NonClustered Index does not alter the physical order of the table and maintains logical order of data. Each table can have 999 nonclustered indexes.

What is a Cursor?

A database Cursor is a control which enables traversal over the rows or records in the table. This can be viewed as a pointer to one row in a set of rows. Cursor is very much useful for traversing such as retrieval, addition and removal of database records.

What is a relationship and what are they?

Database Relationship is defined as the connection between the tables in a database. There are various data basing relationships, and they are as follows:.

One to One Relationship.
One to Many Relationship.
Many to One Relationship.
Self-Referencing Relationship.

What is a query?

A DB query is a code written in order to get the information back from the database. Query can be designed in such a way that it matched with our expectation of the result set. Simply, a question to the Database.

What is subquery?

A subquery is a query within another query. The outer query is called as main query, and inner query is called subquery. SubQuery is always executed first, and the result of subquery is passed on to the main query.

What are the types of subquery?

There are two types of subquery – Correlated and Non-Correlated.

A correlated subquery cannot be considered as independent query, but it can refer the column in a table listed in the FROM the list of the main query.

A Non-Correlated sub query can be considered as independent query and the output of subquery are substituted in the main query.

What is a stored procedure?

Stored Procedure is a function consists of many SQL statement to access the database system. Several SQL statements are consolidated into a stored procedure and execute them whenever and wherever required.

What is a trigger?

A DB trigger is a code or programs that automatically execute with response to some event on a table or view in a database. Mainly, trigger helps to maintain the integrity of the database.

Example: When a new student is added to the student database, new records should be created in the related tables like Exam, Score and Attendance tables.

What is the difference between DELETE and TRUNCATE commands?

DELETE command is used to remove rows from the table, and WHERE clause can be used for conditional set of parameters. Commit and Rollback can be performed after delete statement.

TRUNCATE removes all rows from the table. Truncate operation cannot be rolled back.

What are local and global variables and their differences?

Local variables are the variables which can be used or exist inside the function. They are not known to the other functions and those variables cannot be referred or used. Variables can be created whenever that function is called.

Global variables are the variables which can be used or exist throughout the program. Same variable declared in global cannot be used in functions. Global variables cannot be created whenever that function is called.

What is a constraint?

Constraint can be used to specify the limit on the data type of table. Constraint can be specified while creating or altering the table statement. Sample of constraint are.

NOT NULL.
CHECK.
DEFAULT.
UNIQUE.
PRIMARY KEY.
FOREIGN KEY.

What is data Integrity?

Data Integrity defines the accuracy and consistency of data stored in a database. It can also define integrity constraints to enforce business rules on the data when it is entered into the application or database.

What is Auto Increment?

Auto increment keyword allows the user to create a unique number to be generated when a new record is inserted into the table. AUTO INCREMENT keyword can be used in Oracle and IDENTITY keyword can be used in SQL SERVER.

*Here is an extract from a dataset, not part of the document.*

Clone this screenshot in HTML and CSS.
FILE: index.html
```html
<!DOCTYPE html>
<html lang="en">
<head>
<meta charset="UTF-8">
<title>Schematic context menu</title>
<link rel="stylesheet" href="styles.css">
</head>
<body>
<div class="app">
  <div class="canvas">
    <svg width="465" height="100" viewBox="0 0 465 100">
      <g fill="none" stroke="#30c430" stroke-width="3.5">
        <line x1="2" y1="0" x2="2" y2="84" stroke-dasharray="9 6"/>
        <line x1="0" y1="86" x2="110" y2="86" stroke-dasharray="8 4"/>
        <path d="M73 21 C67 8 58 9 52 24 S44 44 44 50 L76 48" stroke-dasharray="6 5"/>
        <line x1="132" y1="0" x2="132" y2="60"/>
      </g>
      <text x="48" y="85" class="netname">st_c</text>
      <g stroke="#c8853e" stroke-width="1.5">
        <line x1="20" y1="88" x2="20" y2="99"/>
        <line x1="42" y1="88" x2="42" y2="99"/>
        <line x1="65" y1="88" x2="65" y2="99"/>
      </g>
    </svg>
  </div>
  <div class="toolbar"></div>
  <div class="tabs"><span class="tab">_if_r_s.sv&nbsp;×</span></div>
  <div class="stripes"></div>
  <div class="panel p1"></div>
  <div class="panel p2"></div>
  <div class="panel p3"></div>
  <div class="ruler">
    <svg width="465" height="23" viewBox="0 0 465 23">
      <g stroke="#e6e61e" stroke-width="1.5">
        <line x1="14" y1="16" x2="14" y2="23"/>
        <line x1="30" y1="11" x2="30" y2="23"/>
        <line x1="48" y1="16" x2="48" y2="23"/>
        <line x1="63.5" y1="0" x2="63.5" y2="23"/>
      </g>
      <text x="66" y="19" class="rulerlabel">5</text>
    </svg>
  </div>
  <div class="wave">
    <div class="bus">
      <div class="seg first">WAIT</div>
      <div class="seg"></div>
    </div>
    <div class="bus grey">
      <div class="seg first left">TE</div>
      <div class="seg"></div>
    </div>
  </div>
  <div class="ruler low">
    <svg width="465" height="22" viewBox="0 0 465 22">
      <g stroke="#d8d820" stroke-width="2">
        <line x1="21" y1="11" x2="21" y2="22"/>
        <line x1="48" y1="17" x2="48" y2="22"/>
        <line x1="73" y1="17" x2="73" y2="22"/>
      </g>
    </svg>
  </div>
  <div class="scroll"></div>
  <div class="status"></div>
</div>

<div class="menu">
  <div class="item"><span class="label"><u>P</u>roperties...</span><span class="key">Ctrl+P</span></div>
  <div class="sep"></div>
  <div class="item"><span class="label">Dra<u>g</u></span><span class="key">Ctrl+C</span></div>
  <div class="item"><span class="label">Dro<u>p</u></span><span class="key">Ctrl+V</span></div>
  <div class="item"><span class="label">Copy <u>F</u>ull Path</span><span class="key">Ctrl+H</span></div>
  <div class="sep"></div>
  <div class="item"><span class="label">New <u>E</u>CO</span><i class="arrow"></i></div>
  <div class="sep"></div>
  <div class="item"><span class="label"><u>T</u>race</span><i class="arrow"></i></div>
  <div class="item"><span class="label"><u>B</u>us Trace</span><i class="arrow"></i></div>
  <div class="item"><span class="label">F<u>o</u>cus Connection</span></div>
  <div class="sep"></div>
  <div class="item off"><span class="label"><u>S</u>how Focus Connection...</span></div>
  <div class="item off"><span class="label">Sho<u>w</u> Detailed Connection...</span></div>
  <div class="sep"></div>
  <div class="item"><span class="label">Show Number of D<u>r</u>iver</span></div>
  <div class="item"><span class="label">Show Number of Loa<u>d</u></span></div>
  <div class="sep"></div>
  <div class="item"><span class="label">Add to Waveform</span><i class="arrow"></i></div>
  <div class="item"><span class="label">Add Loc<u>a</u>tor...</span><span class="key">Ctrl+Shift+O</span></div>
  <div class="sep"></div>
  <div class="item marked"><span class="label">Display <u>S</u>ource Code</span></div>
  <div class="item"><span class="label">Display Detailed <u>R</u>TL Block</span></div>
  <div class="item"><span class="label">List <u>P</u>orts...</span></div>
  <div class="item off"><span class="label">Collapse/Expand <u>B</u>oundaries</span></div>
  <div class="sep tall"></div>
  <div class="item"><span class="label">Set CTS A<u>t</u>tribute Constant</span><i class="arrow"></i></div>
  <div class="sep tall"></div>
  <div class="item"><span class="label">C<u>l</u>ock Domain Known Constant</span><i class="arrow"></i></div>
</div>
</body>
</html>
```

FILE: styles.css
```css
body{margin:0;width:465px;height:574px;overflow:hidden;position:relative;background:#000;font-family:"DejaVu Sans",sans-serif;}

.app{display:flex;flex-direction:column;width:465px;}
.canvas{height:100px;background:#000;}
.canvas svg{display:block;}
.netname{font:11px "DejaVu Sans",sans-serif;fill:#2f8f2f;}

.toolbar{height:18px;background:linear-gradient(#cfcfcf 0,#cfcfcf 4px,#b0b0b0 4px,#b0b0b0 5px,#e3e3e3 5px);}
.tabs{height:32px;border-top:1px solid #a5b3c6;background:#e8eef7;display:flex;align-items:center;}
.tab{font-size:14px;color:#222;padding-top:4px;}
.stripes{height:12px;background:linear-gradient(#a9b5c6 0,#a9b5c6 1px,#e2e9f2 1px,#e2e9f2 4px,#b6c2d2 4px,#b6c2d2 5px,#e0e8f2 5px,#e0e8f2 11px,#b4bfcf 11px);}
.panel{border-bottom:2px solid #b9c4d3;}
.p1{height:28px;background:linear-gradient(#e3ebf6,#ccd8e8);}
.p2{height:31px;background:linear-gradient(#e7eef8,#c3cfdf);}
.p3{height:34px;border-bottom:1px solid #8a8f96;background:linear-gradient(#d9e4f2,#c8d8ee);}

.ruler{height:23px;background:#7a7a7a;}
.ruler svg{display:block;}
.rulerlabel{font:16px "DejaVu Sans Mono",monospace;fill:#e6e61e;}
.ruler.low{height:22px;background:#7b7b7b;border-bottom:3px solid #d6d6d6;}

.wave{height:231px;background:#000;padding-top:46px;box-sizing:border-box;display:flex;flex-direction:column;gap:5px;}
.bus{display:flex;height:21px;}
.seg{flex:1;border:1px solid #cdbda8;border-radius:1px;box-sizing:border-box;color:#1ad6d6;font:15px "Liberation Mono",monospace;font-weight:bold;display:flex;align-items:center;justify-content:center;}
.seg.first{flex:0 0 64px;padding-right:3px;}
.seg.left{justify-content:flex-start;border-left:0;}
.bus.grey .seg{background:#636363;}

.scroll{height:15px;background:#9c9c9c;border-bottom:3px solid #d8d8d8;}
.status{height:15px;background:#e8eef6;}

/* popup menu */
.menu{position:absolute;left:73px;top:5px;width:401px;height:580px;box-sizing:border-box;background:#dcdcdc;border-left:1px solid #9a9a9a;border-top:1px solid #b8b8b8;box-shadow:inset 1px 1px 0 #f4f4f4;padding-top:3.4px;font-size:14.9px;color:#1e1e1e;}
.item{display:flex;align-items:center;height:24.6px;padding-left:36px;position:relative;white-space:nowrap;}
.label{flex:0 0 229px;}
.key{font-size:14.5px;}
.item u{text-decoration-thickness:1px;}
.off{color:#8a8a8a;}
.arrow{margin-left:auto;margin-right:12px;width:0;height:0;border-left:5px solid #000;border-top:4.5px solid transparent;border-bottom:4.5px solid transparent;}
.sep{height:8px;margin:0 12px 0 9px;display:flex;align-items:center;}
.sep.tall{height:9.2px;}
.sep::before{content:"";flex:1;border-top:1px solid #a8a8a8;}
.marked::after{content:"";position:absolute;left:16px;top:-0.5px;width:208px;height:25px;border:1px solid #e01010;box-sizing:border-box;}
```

Mostly this keyword can be used whenever PRIMARY KEY is used.

What is the difference between Cluster and Non-Cluster Index?

Clustered index is used for easy retrieval of data from the database by altering the way that the records are stored. Database sorts out rows by the column which is set to be clustered index.

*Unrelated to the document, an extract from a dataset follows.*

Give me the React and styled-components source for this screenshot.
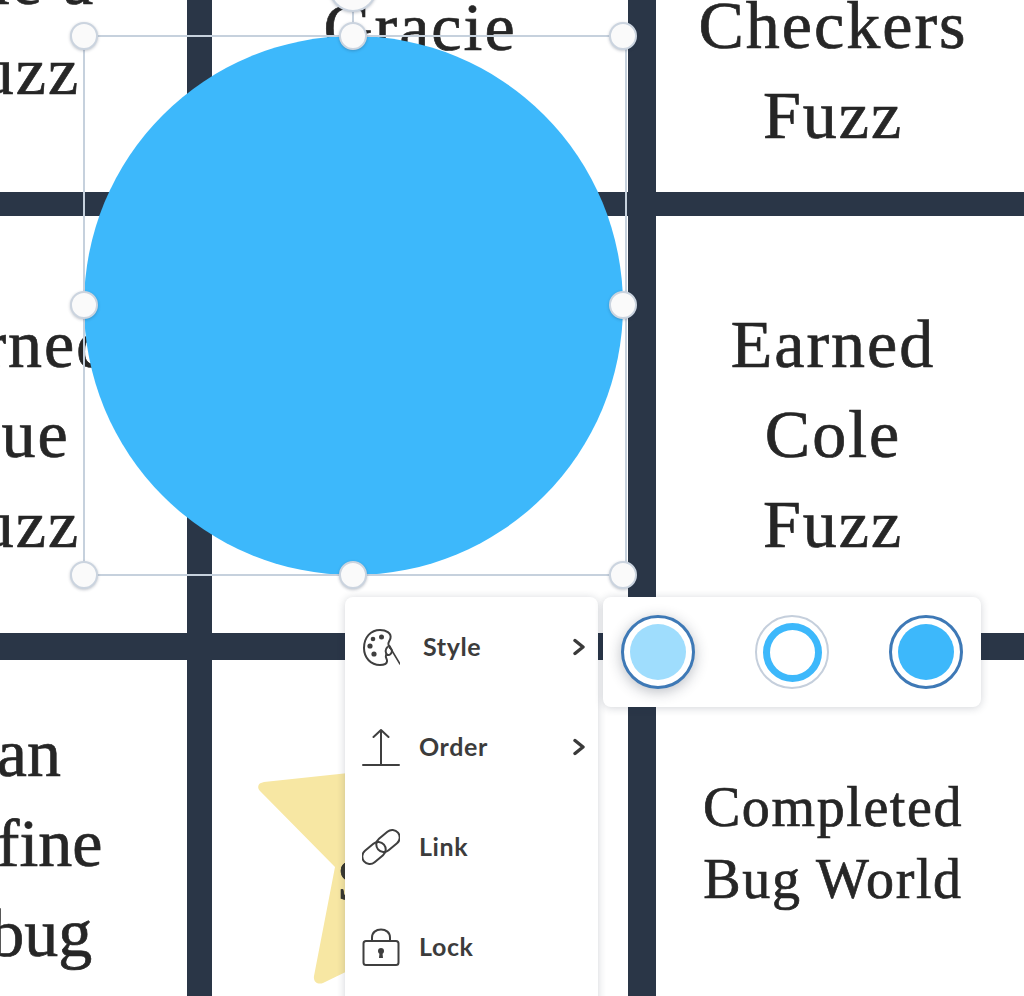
import React from "react";
import styled, { createGlobalStyle } from "styled-components";

const Global = createGlobalStyle`
  html, body { margin: 0; padding: 0; background: #fff; }
`;

const Page = styled.div`
  position: relative;
  width: 1024px;
  height: 996px;
  overflow: hidden;
  background: #fff;
`;

const Board = styled.div`
  display: grid;
  grid-template-columns: 354px 25px 416px 28px 368px;
  grid-template-rows: 192px 24px 417px 27px 336px;
  margin-left: -167px;
  width: 1191px;
  height: 996px;
  background: #2a3647;
  filter: blur(0.6px);
`;

const Cell = styled.div`
  grid-column: ${(p) => p.$col};
  grid-row: ${(p) => p.$row};
  background: #fff;
  display: flex;
  flex-direction: column;
  overflow: hidden;
  position: relative;
  align-items: center;
  justify-content: ${(p) => (p.$end ? "flex-end" : "center")};
  padding: ${(p) => p.$padT || 0}px ${(p) => p.$padR || 0}px ${(p) => p.$padB || 0}px 0;
  box-sizing: border-box;
  font-family: "Liberation Serif", "DejaVu Serif", serif;
  color: #262626;
  font-size: 68px;
  line-height: 90px;
  letter-spacing: ${(p) => (p.$tight ? 0 : 2)}px;
  -webkit-text-stroke: 0.7px #262626;
  text-align: center;
`;

const SmallText = styled.div`
  font-size: 56px;
  line-height: 72px;
  letter-spacing: 1.6px;
`;

const Line = styled.div`
  white-space: nowrap;
`;

const Star = styled.svg`
  position: absolute;
  left: 46px;
  top: 112px;
  width: 100px;
  height: 224px;
`;

const StarLetter = styled.span`
  position: absolute;
  left: 125px;
  top: 190px;
  font-size: 60px;
  line-height: 60px;
  color: #3a3a30;
`;

const Shape = styled.div`
  position: absolute;
  left: 84px;
  top: 36px;
  width: 539px;
  height: 539px;
  border-radius: 50%;
  background: #3db8fb;
`;

const Selection = styled.div`
  position: absolute;
  left: 82.5px;
  top: 34.5px;
  width: 544px;
  height: 541.5px;
  border: 2px solid #c6d1dd;
  box-sizing: border-box;
`;

const Stem = styled.div`
  position: absolute;
  left: 352px;
  top: 10px;
  width: 2px;
  height: 25px;
  background: #c6d1dd;
`;

const Handle = styled.div`
  position: absolute;
  left: ${(p) => p.$x - (p.$size || 28) / 2}px;
  top: ${(p) => p.$y - (p.$size || 28) / 2}px;
  width: ${(p) => p.$size || 28}px;
  height: ${(p) => p.$size || 28}px;
  border-radius: 50%;
  background: #fafafa;
  border: 2px solid #cbd4df;
  box-sizing: border-box;
  box-shadow: 0 1px 3px rgba(40, 55, 80, 0.28);
`;

const Menu = styled.div`
  position: absolute;
  left: 345px;
  top: 597px;
  width: 253px;
  height: 420px;
  background: #fff;
  border-radius: 8px;
  box-shadow: 0 1px 8px rgba(30, 40, 60, 0.2);
  display: flex;
  flex-direction: column;
`;

const Item = styled.div`
  display: flex;
  align-items: center;
  height: 100px;
  flex: none;
  padding: 0 13px 0 17px;
  font-family: "Lato", "Noto Sans", sans-serif;
  font-weight: 700;
  font-size: 25px;
  letter-spacing: 0.6px;
  color: #3c3c3c;
`;

const IconSvg = styled.svg`
  width: 38px;
  height: 38px;
  flex: none;
  fill: none;
  stroke: #3f3f3f;
  stroke-width: 2;
  stroke-linecap: round;
  stroke-linejoin: round;
`;

const ItemLabel = styled.span`
  flex: 1;
  margin-left: ${(p) => p.$gap || 19}px;
  padding-bottom: 2px;
  line-height: 1;
`;

const Chevron = styled.svg`
  width: 12px;
  height: 18px;
  fill: none;
  stroke: #3a3a3a;
  stroke-width: 3.4;
  stroke-linecap: round;
  stroke-linejoin: round;
`;

const Popover = styled.div`
  position: absolute;
  left: 603px;
  top: 597px;
  width: 378px;
  height: 110px;
  box-sizing: border-box;
  padding: 18px;
  background: #fff;
  border-radius: 8px;
  box-shadow: 0 1px 8px rgba(30, 40, 60, 0.2);
  display: flex;
  justify-content: space-between;
  align-items: flex-start;
`;

const Swatch = styled.div`
  width: 74px;
  height: 74px;
  box-sizing: border-box;
  border-radius: 50%;
  border: ${(p) => (p.$active ? "3.5px solid #3e79b6" : "2px solid #c5cfdc")};
  background: #fff;
  display: flex;
  align-items: center;
  justify-content: center;
  box-shadow: ${(p) => (p.$shadow ? "0 3px 14px rgba(30,40,60,0.3)" : "none")};
`;

const SwatchFill = styled.div`
  width: ${(p) => (p.$outline ? 59 : 56)}px;
  height: ${(p) => (p.$outline ? 59 : 56)}px;
  box-sizing: border-box;
  border-radius: 50%;
  background: ${(p) => (p.$outline ? "#fff" : p.$color)};
  border: ${(p) => (p.$outline ? `7px solid ${p.$color}` : "none")};
`;

const ChevronRight = () => (
  <Chevron viewBox="0 0 12 18">
    <path d="M2 2.5 L10 9 L2 15.5" />
  </Chevron>
);

const PaletteIcon = () => (
  <IconSvg viewBox="0 0 38 38">
    <path d="M24 27 C23 30 25.5 31 25 33.5 C24.5 36.5 21 37 18 37 C9 37 2 30 2 20 C2 9 9 2 18 2 C24 2 29.5 5 28.5 10 C28 13 25.5 14 26.5 17 L28 20" />
    <path d="M25.5 19 C23 21 23 25 25.5 27 C28 27.5 30 25 30 22.5 L27.5 18" />
    <path d="M29 21 L38 36" strokeWidth="1.6" />
    <circle cx="19.5" cy="9" r="2.5" fill="#3f3f3f" stroke="none" />
    <circle cx="11" cy="11" r="2.3" fill="#3f3f3f" stroke="none" />
    <circle cx="8" cy="18" r="2.6" fill="#3f3f3f" stroke="none" />
    <circle cx="12" cy="26" r="2.6" fill="#3f3f3f" stroke="none" />
  </IconSvg>
);

const OrderIcon = () => (
  <IconSvg viewBox="0 0 38 38">
    <path d="M1 37 H37 M19 37 V2 M11.5 9 L19 2 L26.5 9" />
  </IconSvg>
);

const LinkIcon = () => (
  <IconSvg viewBox="0 0 38 38">
    <rect x="-13" y="-7.5" width="26" height="15" rx="7.5" transform="translate(12 25) rotate(-40)" />
    <rect x="-13" y="-7.5" width="26" height="15" rx="7.5" transform="translate(26 13) rotate(-40)" />
  </IconSvg>
);

const LockIcon = () => (
  <IconSvg viewBox="0 0 38 38">
    <rect x="1.5" y="13" width="35" height="24" rx="2.5" />
    <path d="M10 13 V9.5 C10 4.5 14 1.5 19 1.5 C24 1.5 28 4.5 28 9.5 V13" />
    <circle cx="19" cy="23" r="3" fill="#3f3f3f" stroke="none" />
    <path d="M17.6 24 H20.4 L21 30 H17 Z" fill="#3f3f3f" stroke="none" />
  </IconSvg>
);

const handles = [
  [84, 36], [353, 36], [623, 36],
  [84, 305], [623, 305],
  [84, 575], [353, 575], [623, 575],
];

export default function App() {
  return (
    <Page>
      <Global />
      <Board>
        <Cell $col={1} $row={1} $end $padB={76}>
          <Line>Due a</Line>
          <Line>Fuzz</Line>
        </Cell>
        <Cell $col={3} $row={1} $end $padB={120}>
          <Line>Gracie</Line>
        </Cell>
        <Cell $col={5} $row={1} $end $padR={14} $padB={32}>
          <Line>Checkers</Line>
          <Line>Fuzz</Line>
        </Cell>

        <Cell $col={1} $row={3} $padT={18}>
          <Line>Earned</Line>
          <Line>Due</Line>
          <Line>Fuzz</Line>
        </Cell>
        <Cell $col={3} $row={3} />
        <Cell $col={5} $row={3} $padR={14} $padT={18}>
          <Line>Earned</Line>
          <Line>Cole</Line>
          <Line>Fuzz</Line>
        </Cell>

        <Cell $col={1} $row={5} $padT={30} $tight>
          <Line>Fan</Line>
          <Line>Define</Line>
          <Line>A bug</Line>
        </Cell>
        <Cell $col={3} $row={5}>
          <Star viewBox="0 0 100 224">
            <path
              d="M3 11 C0 12 -1 16 2 19 L77 95 L56 204 C55 210 60 213 65 211 L100 194 V0 L6 10 Z"
              fill="#f7e7a3"
            />
          </Star>
          <StarLetter>S</StarLetter>
        </Cell>
        <Cell $col={5} $row={5} $padR={14} $padT={30}>
          <SmallText>
            <Line>Completed</Line>
            <Line>Bug World</Line>
          </SmallText>
        </Cell>
      </Board>

      <Shape />
      <Selection />
      <Stem />
      <Handle $x={353} $y={-12} $size={48} />
      {handles.map(([x, y]) => (
        <Handle key={`${x}-${y}`} $x={x} $y={y} />
      ))}

      <Menu>
        <Item>
          <PaletteIcon />
          <ItemLabel $gap={23}>Style</ItemLabel>
          <ChevronRight />
        </Item>
        <Item>
          <OrderIcon />
          <ItemLabel>Order</ItemLabel>
          <ChevronRight />
        </Item>
        <Item>
          <LinkIcon />
          <ItemLabel>Link</ItemLabel>
        </Item>
        <Item>
          <LockIcon />
          <ItemLabel>Lock</ItemLabel>
        </Item>
      </Menu>

      <Popover>
        <Swatch $active $shadow>
          <SwatchFill $color="#9fddfd" />
        </Swatch>
        <Swatch>
          <SwatchFill $outline $color="#3db8fb" />
        </Swatch>
        <Swatch $active>
          <SwatchFill $color="#3db8fb" />
        </Swatch>
      </Popover>
    </Page>
  );
}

A NONCLUSTERED index does not alter the way it was stored but creates a complete separate object within the table. It point back to the original table rows after searching.

What is Datawarehouse?

Datawarehouse is a central repository of data from multiple sources of information. Those data are consolidated, transformed and made available for the mining and online processing. Warehouse data have a subset of data called Data Marts.

What is Self-Join?

Self-join is set to be query used to compare to itself. This is used to compare values in a column with other values in the same column in the same table. ALIAS as can be used for the same table comparison.

What is Cross-Join?

Cross join defines as Cartesian product where number of rows in the first table multiplied by number of rows in the second table. If suppose, WHERE clause is used in cross join then the query will work like an INNER JOIN.

What is user defined functions?

User defined functions are the functions written to use that logic whenever required. It is not necessary to write the same logic several times. Instead, function can be called or executed whenever needed.

What are all types of user defined functions?

Three types of user defined functions are.

Scalar Functions.
Inline Table valued functions.
Multi statement valued functions.

Scalar returns unit, variant defined the return clause. Other two types return table as a return.

What is collation?

Collation is defined as set of rules that determine how character data can be sorted and compared. This can be used to compare A and, other language characters and also depends on the width of the characters.

ASCII value can be used to compare these character data.

What are all different types of collation sensitivity?

Following are different types of collation sensitivity -.

Case Sensitivity – A and a and B and b.
Accent Sensitivity.
Kana Sensitivity – Japanese Kana characters.
Width Sensitivity – Single byte character and double byte character.

Advantages and Disadvantages of Stored Procedure?

Stored procedure can be used as a modular programming – means create once, store and call for several times whenever required. This supports faster execution instead of executing multiple queries. This reduces network traffic and provides better security to the data.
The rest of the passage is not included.